L’article 122 du Code de procédure civile énumère les principales fins de non-recevoir :

  • Le défaut de qualité
  • Le défaut d’intérêt
  • La prescription
  • Le délai préfix
  • La chose jugée

Ces motifs d’irrecevabilité visent à garantir la sécurité juridique et l’efficacité du système judiciaire en écartant les demandes qui ne remplissent pas les conditions nécessaires pour être examinées sur le fond.

La jurisprudence joue un rôle crucial dans l’interprétation et l’application de ces dispositions légales. Les tribunaux, et en particulier la Cour de cassation, ont progressivement affiné la notion d’irrecevabilité, précisant ses contours et ses modalités d’application dans divers contextes juridiques.

Il convient de souligner que l’irrecevabilité se distingue d’autres notions proches telles que la nullité ou l’incompétence. Contrairement à ces dernières, l’irrecevabilité ne concerne pas la validité de l’acte de procédure lui-même ou la compétence du tribunal saisi, mais bien la recevabilité de la demande en tant que telle.

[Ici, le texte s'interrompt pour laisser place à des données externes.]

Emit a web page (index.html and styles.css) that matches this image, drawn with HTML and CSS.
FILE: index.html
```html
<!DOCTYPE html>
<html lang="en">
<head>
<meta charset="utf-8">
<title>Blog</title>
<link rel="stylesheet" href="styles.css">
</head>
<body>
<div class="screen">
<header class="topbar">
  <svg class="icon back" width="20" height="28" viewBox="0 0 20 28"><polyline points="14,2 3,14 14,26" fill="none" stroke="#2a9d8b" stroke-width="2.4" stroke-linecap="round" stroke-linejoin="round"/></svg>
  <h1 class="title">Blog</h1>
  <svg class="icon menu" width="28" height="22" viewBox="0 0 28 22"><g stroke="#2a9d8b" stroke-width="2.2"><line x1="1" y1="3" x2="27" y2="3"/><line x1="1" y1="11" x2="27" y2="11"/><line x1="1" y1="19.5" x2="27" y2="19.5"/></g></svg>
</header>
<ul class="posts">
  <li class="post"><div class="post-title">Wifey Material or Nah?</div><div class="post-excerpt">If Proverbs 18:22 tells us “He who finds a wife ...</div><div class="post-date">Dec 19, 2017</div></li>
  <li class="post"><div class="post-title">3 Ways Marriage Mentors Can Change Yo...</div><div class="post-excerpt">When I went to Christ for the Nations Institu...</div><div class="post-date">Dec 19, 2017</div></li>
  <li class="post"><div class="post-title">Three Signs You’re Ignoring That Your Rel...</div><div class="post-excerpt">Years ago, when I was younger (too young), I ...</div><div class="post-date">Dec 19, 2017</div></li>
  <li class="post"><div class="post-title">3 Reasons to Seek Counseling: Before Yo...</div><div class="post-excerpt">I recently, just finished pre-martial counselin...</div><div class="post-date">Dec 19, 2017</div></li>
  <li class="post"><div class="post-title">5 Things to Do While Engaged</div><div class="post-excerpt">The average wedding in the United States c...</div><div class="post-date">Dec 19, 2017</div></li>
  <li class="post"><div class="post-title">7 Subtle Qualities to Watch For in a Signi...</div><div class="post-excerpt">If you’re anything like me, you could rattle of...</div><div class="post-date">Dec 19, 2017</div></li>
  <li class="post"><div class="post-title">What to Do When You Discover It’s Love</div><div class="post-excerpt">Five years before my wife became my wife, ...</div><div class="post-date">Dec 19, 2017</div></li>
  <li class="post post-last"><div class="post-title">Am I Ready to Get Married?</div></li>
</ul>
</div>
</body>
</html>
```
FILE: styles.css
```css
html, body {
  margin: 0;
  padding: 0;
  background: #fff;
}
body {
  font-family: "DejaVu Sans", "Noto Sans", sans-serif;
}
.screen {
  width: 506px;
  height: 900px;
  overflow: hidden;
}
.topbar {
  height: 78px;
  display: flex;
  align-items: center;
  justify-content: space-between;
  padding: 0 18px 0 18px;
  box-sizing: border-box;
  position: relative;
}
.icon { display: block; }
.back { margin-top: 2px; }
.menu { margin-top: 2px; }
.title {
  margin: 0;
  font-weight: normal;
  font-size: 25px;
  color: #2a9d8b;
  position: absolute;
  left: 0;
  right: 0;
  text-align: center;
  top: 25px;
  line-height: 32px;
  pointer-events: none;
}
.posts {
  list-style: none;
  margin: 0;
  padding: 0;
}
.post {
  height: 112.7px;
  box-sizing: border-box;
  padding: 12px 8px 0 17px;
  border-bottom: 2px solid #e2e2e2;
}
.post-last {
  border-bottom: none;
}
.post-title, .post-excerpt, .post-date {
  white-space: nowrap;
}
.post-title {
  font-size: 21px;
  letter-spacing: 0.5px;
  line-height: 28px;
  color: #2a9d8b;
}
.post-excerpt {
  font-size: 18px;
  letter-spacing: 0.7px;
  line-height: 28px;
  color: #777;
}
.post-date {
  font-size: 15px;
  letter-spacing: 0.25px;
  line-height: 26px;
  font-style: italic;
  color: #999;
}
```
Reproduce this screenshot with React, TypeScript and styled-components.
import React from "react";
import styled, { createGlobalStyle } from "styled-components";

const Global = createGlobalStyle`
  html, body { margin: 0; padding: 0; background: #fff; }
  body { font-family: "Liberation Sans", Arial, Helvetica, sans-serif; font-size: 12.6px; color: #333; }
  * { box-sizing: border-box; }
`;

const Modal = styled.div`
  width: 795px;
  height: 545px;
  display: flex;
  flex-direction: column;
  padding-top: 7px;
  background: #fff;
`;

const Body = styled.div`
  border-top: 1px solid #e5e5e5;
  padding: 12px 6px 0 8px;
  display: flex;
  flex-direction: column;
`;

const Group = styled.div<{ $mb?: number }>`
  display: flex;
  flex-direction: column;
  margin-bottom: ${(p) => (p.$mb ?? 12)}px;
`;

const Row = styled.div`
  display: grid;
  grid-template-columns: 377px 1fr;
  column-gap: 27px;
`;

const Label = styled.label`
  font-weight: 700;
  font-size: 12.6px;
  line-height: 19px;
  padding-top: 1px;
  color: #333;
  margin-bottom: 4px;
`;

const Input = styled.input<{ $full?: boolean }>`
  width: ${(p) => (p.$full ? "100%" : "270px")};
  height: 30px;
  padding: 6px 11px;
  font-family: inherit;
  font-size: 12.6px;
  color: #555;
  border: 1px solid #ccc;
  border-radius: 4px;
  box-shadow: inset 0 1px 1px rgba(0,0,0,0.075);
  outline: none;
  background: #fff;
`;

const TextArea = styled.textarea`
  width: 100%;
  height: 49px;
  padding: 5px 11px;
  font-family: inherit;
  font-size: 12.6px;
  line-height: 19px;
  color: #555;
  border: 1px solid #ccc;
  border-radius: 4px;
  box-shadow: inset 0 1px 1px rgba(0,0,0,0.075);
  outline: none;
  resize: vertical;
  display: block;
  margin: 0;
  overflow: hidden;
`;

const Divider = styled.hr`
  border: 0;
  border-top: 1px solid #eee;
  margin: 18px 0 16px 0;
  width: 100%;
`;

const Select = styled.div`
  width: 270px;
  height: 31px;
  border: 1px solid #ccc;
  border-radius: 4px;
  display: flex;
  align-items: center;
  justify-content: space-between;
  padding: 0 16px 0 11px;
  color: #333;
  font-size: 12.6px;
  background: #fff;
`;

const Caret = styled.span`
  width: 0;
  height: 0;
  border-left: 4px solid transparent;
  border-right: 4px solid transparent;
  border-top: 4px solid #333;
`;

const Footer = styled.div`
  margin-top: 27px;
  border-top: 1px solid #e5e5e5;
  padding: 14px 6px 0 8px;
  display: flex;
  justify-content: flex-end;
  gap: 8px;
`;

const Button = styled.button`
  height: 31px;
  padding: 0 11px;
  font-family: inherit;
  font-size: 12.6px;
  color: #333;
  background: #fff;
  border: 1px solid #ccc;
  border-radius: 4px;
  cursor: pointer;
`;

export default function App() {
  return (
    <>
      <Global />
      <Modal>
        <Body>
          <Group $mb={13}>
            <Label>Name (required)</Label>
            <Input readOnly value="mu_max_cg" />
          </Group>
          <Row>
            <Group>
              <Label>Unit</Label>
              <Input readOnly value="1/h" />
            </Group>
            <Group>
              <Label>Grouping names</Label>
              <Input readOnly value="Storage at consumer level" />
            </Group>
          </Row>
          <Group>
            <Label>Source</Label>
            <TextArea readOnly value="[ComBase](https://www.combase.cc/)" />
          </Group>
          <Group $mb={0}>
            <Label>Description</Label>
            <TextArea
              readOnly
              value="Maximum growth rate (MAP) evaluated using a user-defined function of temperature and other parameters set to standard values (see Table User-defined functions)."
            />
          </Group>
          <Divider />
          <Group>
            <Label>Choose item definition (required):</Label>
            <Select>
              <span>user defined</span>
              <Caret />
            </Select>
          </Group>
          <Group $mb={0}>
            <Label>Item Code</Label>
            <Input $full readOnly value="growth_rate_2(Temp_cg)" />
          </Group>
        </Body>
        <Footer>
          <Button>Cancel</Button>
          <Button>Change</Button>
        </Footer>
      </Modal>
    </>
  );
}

Les différentes catégories d’irrecevabilité

L’irrecevabilité de la demande en justice peut revêtir diverses formes, chacune répondant à des critères spécifiques. On distingue généralement deux grandes catégories : l’irrecevabilité de forme et l’irrecevabilité de fond.

L’irrecevabilité de forme

L’irrecevabilité de forme concerne les aspects procéduraux de la demande. Elle peut être prononcée lorsque :

  • La demande n’a pas été introduite selon les formes prescrites par la loi
  • Les délais de procédure n’ont pas été respectés
  • La juridiction saisie n’est pas compétente

Par exemple, une assignation qui ne respecterait pas les mentions obligatoires prévues par l’article 56 du Code de procédure civile pourrait être déclarée irrecevable.

L’irrecevabilité de fond

L’irrecevabilité de fond, quant à elle, touche aux conditions substantielles de la demande. Elle peut être prononcée pour :

  • Défaut de qualité à agir
  • Absence d’intérêt à agir
  • Prescription de l’action
  • Autorité de la chose jugée

À titre d’illustration, une action en responsabilité civile intentée après l’expiration du délai de prescription de cinq ans prévu par l’article 2224 du Code civil serait irrecevable.

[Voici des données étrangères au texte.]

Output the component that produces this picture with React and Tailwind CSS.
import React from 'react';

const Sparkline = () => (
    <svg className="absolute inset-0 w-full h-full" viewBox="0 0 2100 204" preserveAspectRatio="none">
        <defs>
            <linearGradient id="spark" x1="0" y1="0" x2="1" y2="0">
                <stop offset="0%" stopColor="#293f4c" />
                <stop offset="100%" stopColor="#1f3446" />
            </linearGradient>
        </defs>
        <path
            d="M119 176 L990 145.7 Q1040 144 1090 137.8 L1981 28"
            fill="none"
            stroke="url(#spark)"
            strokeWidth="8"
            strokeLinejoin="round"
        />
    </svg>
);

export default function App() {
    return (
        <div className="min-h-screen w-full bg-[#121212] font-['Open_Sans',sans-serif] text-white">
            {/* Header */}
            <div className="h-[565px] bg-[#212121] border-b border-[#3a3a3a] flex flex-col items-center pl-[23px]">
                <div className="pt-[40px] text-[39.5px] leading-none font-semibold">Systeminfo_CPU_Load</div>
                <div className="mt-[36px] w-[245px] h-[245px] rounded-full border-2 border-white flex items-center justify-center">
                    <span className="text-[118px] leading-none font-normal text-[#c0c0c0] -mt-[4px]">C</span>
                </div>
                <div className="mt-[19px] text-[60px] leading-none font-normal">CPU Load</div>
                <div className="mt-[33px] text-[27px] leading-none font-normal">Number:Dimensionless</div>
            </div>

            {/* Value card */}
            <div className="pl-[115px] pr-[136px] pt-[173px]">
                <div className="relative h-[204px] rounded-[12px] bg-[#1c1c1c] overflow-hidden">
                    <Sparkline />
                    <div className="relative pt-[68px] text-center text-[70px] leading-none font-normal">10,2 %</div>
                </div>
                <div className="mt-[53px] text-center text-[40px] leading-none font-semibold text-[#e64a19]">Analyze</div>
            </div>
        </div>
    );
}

Il est à noter que certaines irrecevabilités peuvent être régularisées en cours d’instance, tandis que d’autres sont définitives. Cette distinction a des implications pratiques considérables pour les parties au litige.

Les effets de l’irrecevabilité sur la procédure

La déclaration d’irrecevabilité d’une demande en justice entraîne des conséquences significatives sur le déroulement de la procédure et les droits des parties.

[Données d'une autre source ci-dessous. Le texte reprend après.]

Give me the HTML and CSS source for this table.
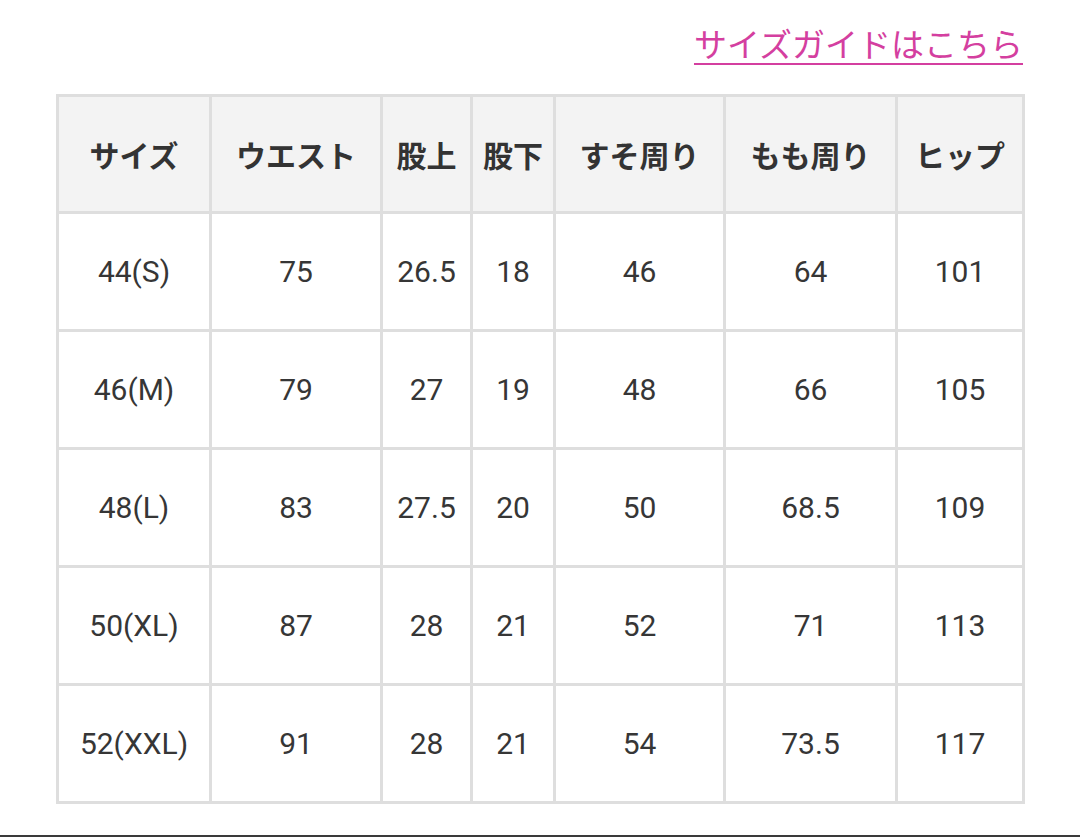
FILE: index.html
```html
<!DOCTYPE html>
<html lang="ja">
<head>
<meta charset="utf-8">
<link rel="stylesheet" href="styles.css">
</head>
<body>
<div class="page">
  <div class="guide-row">
    <a class="guide-link" href="#">サイズガイドはこちら</a>
  </div>
  <table class="size-table">
    <colgroup>
      <col class="c1"><col class="c2"><col class="c3"><col class="c4"><col class="c5"><col class="c6"><col class="c7">
    </colgroup>
    <thead>
      <tr class="head-row">
        <th>サイズ</th><th>ウエスト</th><th>股上</th><th>股下</th><th>すそ周り</th><th>もも周り</th><th>ヒップ</th>
      </tr>
    </thead>
    <tbody>
      <tr><td>44(S)</td><td>75</td><td>26.5</td><td>18</td><td>46</td><td>64</td><td>101</td></tr>
      <tr><td>46(M)</td><td>79</td><td>27</td><td>19</td><td>48</td><td>66</td><td>105</td></tr>
      <tr><td>48(L)</td><td>83</td><td>27.5</td><td>20</td><td>50</td><td>68.5</td><td>109</td></tr>
      <tr><td>50(XL)</td><td>87</td><td>28</td><td>21</td><td>52</td><td>71</td><td>113</td></tr>
      <tr><td>52(XXL)</td><td>91</td><td>28</td><td>21</td><td>54</td><td>73.5</td><td>117</td></tr>
    </tbody>
  </table>
  <div class="bottom-rule"></div>
</div>
</body>
</html>
```
FILE: styles.css
```css
html, body {
  margin: 0;
  padding: 0;
  background: #fff;
}
body {
  font-family: Roboto, "Noto Sans CJK JP", sans-serif;
  color: #333;
}
.page {
  width: 1080px;
  height: 837px;
  overflow: hidden;
  display: flex;
  flex-direction: column;
}
.guide-row {
  display: flex;
  justify-content: flex-end;
  padding: 24px 57px 0 0;
  height: 94px;
  box-sizing: border-box;
}
.guide-link {
  font-size: 33px;
  line-height: 44px;
  height: 44px;
  color: #d43fa0;
  text-decoration: underline;
  text-decoration-thickness: 2px;
  text-underline-offset: 6px;
}
.size-table {
  margin-left: 56px;
  border-collapse: collapse;
  table-layout: fixed;
  width: 969px;
}
.size-table th,
.size-table td {
  border: 3px solid #dedede;
  text-align: center;
  vertical-align: middle;
  padding: 0;
  font-size: 30px;
  white-space: nowrap;
}
.size-table td {
  color: #363636;
}
.size-table th {
  background: #f3f3f3;
  font-weight: bold;
  color: #333;
}
.head-row {
  height: 117px;
}
.size-table tbody tr {
  height: 118px;
}
.c1 { width: 153px; }
.c2 { width: 171px; }
.c3 { width: 90px; }
.c4 { width: 83px; }
.c5 { width: 170px; }
.c6 { width: 172px; }
.c7 { width: 127px; }
.bottom-rule {
  margin-top: auto;
  height: 2px;
  background: #3a3a3a;
}
```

En premier lieu, l’irrecevabilité met fin à l’instance sans examen du fond du litige. Le juge qui constate l’irrecevabilité doit rejeter la demande sans se prononcer sur son bien-fondé. Cette caractéristique distingue l’irrecevabilité du débouté, qui intervient après examen du fond.

L’irrecevabilité peut être soulevée à tout moment de la procédure, y compris pour la première fois en appel. Elle peut être invoquée par les parties ou relevée d’office par le juge dans certains cas, notamment lorsqu’elle est d’ordre public.

Les effets de l’irrecevabilité varient selon sa nature :

  • Une irrecevabilité de forme peut souvent être régularisée, permettant la reprise de l’instance
  • Une irrecevabilité de fond est généralement définitive et empêche toute nouvelle action sur le même fondement

Il est crucial de noter que l’irrecevabilité n’éteint pas nécessairement le droit d’action. Dans certains cas, une nouvelle demande peut être formée si les conditions de recevabilité sont ultérieurement remplies.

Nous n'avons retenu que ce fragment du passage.